Mio padre mi disse: ‘Svagati se meritato’ - QdS

Mio padre mi disse: ‘Svagati se meritato’

Carlo Alberto Tregua

Mio padre mi disse: ‘Svagati se meritato’

sabato 10 Luglio 2021

Competenza e conoscenze

Sotto l’asfissiante calura estiva mi rinviene un’ammonizione di mio padre che, quando cominciai a lavorare a meno di diciotto anni e gli chiedevo di prendermi qualche giorno di ferie, mi diceva: “Svagati se l’hai meritato”.
Perché questo lontano ricordo ultra sessantennale? Perché vedo in giro tanta gente che non collega il dovere col diritto, il lavoro col piacere, l’impegno di esercitare il proprio mestiere o professione col riposo. Molti cadono nella faciloneria di cercare il diletto, la piacevolezza, le cose ludiche, senza prima aver fatto il proprio dovere, aver svolto il proprio lavoro con coscienza, senza essere stato altruista, nel senso di aver lavorato anche per la collettività.
Qualcuno leggendo quanto precede, esclamerebbe: “Scemenze”. Inutile qualificare questo “qualcuno”.
A forza di esaltare le cose piacevoli, molta gente sta dimenticando che esse debbono essere meritate.


Ecco cosa mancano nel nostro Paese: merito e meritocrazia. Parole e comportamenti sconosciuti ai più e lontani mille miglia dalla mentalità di una classe politica inetta e dalla vista corta; lontani mille miglia da una burocrazia egoista e becera (salvo tantissimi dirigenti e dipendenti pubblici di grande valore che sanno cos’è il merito) ed anche da quella parte di classe dirigente composta da professionisti, imprenditori e sindacalisti che tirano sempre il lenzuolo dal proprio lato, infischiandosene altamente di scoprire gli altri lati.

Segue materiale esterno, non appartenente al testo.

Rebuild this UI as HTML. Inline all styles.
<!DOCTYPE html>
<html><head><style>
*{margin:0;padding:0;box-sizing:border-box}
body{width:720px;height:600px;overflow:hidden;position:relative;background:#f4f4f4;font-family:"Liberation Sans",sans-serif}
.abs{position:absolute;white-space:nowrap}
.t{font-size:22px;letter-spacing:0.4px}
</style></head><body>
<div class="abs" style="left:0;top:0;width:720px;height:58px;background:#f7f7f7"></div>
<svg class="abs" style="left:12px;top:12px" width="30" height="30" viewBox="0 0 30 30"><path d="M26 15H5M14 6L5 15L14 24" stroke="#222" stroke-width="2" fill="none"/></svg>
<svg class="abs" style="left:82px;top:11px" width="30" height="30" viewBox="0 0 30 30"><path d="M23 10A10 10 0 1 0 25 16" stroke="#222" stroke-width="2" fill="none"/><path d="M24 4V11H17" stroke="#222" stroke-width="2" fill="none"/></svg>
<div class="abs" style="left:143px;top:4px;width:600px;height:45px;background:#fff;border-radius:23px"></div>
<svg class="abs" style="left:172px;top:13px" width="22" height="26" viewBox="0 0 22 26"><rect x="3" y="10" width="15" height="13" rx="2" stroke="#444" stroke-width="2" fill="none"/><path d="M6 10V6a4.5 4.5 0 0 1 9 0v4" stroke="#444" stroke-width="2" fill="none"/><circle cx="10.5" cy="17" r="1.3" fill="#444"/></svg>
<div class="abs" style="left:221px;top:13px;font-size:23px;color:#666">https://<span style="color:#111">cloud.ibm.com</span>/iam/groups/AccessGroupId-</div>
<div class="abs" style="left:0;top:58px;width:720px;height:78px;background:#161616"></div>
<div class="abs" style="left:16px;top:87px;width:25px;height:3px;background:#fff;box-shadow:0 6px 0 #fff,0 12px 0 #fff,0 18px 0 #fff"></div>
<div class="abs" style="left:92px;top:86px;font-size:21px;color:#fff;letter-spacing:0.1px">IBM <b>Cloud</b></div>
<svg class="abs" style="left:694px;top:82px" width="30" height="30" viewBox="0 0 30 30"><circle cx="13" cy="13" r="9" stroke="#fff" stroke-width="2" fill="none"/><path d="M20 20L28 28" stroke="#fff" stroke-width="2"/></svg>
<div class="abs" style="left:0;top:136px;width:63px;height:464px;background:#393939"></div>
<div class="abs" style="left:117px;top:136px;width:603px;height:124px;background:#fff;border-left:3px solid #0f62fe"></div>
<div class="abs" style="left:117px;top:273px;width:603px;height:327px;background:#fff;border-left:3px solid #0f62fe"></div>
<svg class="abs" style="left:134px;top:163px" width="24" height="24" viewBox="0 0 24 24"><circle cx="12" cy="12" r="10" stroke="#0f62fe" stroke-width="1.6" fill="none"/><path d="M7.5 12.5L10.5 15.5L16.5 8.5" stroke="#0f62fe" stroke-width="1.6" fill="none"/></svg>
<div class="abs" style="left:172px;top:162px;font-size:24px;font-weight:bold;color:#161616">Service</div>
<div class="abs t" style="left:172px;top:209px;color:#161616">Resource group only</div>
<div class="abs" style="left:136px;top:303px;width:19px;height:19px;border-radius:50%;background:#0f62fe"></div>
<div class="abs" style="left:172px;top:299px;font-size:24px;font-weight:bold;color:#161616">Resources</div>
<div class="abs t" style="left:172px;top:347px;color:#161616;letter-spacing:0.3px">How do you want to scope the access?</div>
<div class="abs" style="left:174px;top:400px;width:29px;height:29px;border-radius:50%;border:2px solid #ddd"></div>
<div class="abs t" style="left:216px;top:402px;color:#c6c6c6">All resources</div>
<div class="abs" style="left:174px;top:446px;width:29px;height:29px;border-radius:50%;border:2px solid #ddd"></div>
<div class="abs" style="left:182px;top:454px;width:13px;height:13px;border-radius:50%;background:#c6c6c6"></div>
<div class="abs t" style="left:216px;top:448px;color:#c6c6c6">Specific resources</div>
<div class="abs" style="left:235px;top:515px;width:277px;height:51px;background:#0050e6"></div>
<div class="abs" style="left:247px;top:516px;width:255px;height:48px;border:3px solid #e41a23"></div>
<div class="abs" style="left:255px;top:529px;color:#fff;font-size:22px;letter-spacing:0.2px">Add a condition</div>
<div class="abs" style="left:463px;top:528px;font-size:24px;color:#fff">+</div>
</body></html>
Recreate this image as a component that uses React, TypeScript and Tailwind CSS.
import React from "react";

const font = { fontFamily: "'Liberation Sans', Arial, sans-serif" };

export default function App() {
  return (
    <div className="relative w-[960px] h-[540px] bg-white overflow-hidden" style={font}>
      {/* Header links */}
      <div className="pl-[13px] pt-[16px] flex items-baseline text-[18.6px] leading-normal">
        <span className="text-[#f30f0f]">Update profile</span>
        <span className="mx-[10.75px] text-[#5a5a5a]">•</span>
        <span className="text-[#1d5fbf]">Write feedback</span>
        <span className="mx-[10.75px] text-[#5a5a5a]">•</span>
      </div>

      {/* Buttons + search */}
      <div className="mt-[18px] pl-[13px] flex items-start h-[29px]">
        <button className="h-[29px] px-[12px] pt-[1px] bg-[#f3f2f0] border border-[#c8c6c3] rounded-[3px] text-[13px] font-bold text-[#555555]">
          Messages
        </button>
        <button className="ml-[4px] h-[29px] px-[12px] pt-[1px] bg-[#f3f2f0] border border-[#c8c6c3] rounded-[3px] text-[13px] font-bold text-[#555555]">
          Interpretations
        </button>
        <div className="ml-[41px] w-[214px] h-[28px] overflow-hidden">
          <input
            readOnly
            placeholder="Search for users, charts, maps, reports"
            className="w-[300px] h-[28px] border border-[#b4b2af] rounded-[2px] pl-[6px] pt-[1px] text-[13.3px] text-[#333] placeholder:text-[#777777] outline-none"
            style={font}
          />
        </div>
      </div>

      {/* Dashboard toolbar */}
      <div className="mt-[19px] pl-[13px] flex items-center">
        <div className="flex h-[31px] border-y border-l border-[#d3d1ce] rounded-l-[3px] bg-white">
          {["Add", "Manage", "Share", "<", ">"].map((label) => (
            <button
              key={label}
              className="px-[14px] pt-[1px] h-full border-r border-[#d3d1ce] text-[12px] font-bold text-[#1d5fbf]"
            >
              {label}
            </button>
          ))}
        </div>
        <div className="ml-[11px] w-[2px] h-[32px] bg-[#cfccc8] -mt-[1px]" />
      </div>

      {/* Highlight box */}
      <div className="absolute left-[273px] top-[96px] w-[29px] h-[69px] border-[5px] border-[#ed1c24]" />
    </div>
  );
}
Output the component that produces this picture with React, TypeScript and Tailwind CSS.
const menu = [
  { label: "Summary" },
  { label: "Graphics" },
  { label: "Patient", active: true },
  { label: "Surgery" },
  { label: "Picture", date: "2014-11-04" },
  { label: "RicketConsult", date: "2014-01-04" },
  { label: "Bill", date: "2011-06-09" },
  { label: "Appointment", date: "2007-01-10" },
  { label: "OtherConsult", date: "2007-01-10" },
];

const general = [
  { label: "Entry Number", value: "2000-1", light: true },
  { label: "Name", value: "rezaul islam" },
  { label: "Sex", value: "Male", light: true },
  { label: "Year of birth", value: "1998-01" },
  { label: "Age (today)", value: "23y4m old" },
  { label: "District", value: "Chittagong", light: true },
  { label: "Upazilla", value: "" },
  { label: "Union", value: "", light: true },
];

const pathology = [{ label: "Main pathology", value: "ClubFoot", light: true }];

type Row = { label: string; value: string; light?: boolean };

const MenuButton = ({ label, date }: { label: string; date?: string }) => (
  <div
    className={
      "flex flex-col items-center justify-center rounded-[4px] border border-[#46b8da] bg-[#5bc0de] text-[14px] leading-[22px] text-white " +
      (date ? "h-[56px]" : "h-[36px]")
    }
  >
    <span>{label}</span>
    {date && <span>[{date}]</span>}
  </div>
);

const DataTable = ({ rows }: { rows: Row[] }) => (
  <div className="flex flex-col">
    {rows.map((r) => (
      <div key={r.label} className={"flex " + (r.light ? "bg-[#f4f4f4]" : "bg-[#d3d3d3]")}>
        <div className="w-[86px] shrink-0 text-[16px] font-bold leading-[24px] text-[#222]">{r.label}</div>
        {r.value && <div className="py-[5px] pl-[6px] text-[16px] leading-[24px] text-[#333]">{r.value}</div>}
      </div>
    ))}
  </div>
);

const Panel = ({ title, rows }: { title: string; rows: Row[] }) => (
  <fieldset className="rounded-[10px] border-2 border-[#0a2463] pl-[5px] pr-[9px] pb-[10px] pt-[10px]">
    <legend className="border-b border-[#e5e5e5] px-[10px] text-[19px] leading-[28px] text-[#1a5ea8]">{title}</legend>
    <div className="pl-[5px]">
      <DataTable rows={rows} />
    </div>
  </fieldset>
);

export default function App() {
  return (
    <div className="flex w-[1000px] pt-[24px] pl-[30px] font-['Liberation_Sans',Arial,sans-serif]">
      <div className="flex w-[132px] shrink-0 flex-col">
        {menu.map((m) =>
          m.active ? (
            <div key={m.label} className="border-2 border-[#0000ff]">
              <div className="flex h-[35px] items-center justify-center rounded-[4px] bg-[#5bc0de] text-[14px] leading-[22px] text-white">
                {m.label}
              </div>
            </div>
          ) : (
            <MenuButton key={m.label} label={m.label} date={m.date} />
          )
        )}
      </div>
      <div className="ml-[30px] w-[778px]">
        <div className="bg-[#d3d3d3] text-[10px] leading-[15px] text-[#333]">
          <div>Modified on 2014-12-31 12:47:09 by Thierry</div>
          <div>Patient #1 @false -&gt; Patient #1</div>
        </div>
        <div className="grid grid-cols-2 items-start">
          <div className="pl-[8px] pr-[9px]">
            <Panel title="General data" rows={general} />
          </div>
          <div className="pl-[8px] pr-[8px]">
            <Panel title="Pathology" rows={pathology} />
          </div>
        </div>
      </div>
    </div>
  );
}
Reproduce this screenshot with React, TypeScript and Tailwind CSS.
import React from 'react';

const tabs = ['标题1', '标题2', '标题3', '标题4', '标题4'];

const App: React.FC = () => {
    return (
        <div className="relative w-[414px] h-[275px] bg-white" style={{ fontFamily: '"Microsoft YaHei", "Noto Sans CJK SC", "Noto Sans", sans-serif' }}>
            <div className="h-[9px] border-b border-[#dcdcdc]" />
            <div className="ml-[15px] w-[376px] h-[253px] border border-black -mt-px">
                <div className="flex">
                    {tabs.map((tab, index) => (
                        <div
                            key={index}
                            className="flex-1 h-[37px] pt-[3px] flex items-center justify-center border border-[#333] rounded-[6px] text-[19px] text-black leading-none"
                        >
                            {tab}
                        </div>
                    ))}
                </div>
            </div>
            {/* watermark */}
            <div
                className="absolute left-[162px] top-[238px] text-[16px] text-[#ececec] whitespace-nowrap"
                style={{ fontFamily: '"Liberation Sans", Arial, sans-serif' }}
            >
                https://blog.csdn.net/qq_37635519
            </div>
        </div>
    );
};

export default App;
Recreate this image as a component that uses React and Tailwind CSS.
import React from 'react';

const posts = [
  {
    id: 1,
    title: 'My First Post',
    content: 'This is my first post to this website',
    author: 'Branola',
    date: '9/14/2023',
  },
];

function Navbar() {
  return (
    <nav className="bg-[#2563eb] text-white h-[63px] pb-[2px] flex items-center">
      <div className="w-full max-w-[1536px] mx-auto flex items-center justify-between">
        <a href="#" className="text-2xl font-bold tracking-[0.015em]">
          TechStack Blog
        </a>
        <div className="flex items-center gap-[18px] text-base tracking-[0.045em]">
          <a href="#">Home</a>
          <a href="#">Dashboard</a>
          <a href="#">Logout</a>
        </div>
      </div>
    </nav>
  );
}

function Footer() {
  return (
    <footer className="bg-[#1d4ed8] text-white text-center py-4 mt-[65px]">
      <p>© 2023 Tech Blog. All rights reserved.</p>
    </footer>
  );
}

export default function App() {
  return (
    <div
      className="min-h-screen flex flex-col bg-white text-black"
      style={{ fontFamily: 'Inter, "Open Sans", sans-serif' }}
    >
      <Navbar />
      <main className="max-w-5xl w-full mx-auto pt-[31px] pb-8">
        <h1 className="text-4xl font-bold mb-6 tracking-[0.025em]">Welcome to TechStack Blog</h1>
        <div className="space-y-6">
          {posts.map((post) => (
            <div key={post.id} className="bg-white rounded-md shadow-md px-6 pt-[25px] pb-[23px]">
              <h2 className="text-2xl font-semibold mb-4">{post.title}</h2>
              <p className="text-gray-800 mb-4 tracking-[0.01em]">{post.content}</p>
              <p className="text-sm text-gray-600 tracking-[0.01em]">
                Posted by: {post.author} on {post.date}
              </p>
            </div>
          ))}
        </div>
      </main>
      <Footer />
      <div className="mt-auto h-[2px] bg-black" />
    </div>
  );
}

Si dice che l’egoismo sia una componente negativa della persona umana. È vero. Ma esso va neutralizzato con la cultura, con la sapienza, con la conoscenza, perché questi requisiti fanno capire come vanno e come devono andare le cose; perché una grande famiglia, qual è la comunità nazionale, si alimenti di sentimenti positivi e metta al primo punto della propria azione l’interesse collettivo o generale, all’interno del quale ognuno può perseguire legittimamente il proprio interesse.

Le cose che scriviamo sono persino banali per la loro semplicità. Abbiamo il dovere di scriverle per indurre la gente a soppesarle adeguatamente, nella speranza che nella loro testa scocchi la scintilla del bene comune, quasi sempre ignorata.

Non abbiamo sentito nessuno dei responsabili dei vertici istituzionali (nazionali, regionali e locali) discutere riguardo l’inserimento della meritocrazia al primo punto della loro azione, mentre parlano continuamente – e approvano leggi conseguenti – di assistenzialismo, dividendo a destra e a manca sussidi e assegni a coloro che non li meritano, proprio perché, invece, potrebbero formarsi, acquisire competenze e trovare sicuramente occupazione.

In Italia, mancano centomila tecnici (informatici, chimici, fisici, logistici ed altri); mancano venti/trentamila autisti di Tir; mancano anche qualifiche per le costruzioni di infrastrutture, che oggi sono molto tecniche, e per l’edilizia; mancano restauratori. L’elenco è lungo. Se gli italiani e le italiane avessero queste ed altre competenze effettive, troverebbero immediata collocazione nell’apparato produttivo e, in genere, in quello imprenditoriale.
La questione è vera, basta consultare i siti, e andrebbe affrontata trovandovi soluzioni.


Come è noto, lo ripetiamo per l’ennesima volta, nella Pubblica amministrazione si entra mediante concorso, ai sensi dell’articolo 97 della Costituzione. Ma esso è del tutto ignorato da un canto, e quando si svolgono i concorsi, essi durano sempre due o più anni. Dall’altro, ci auguriamo che il nuovo meccanismo cui più volte ha accennato il neo ministro della Pa, Renato Brunetta, cioè di effettuare i concorsi in sei mesi, venga messo in atto per poterli espletare nel tempo previsto.

Continuare a dire che nella Pa devono entrare i giovani, senza specificare il possesso delle competenze necessarie per i ruoli che dovrebbero occupare, è un comportamento criminogeno. È inutile continuare ad avere personale che non sa fare il lavoro per cui è preposto.

Anche in questo settore dovrebbe essere innestato il principio della meritocrazia, con la conseguenza che i più bravi dovrebbero occupare i posti di responsabilità ed essere premiati adeguatamente, mentre bisognerebbe relegare gli infingardi e gli incapaci in fondo ai corridoi oscuri e spesso vuoti dei pubblici palazzi.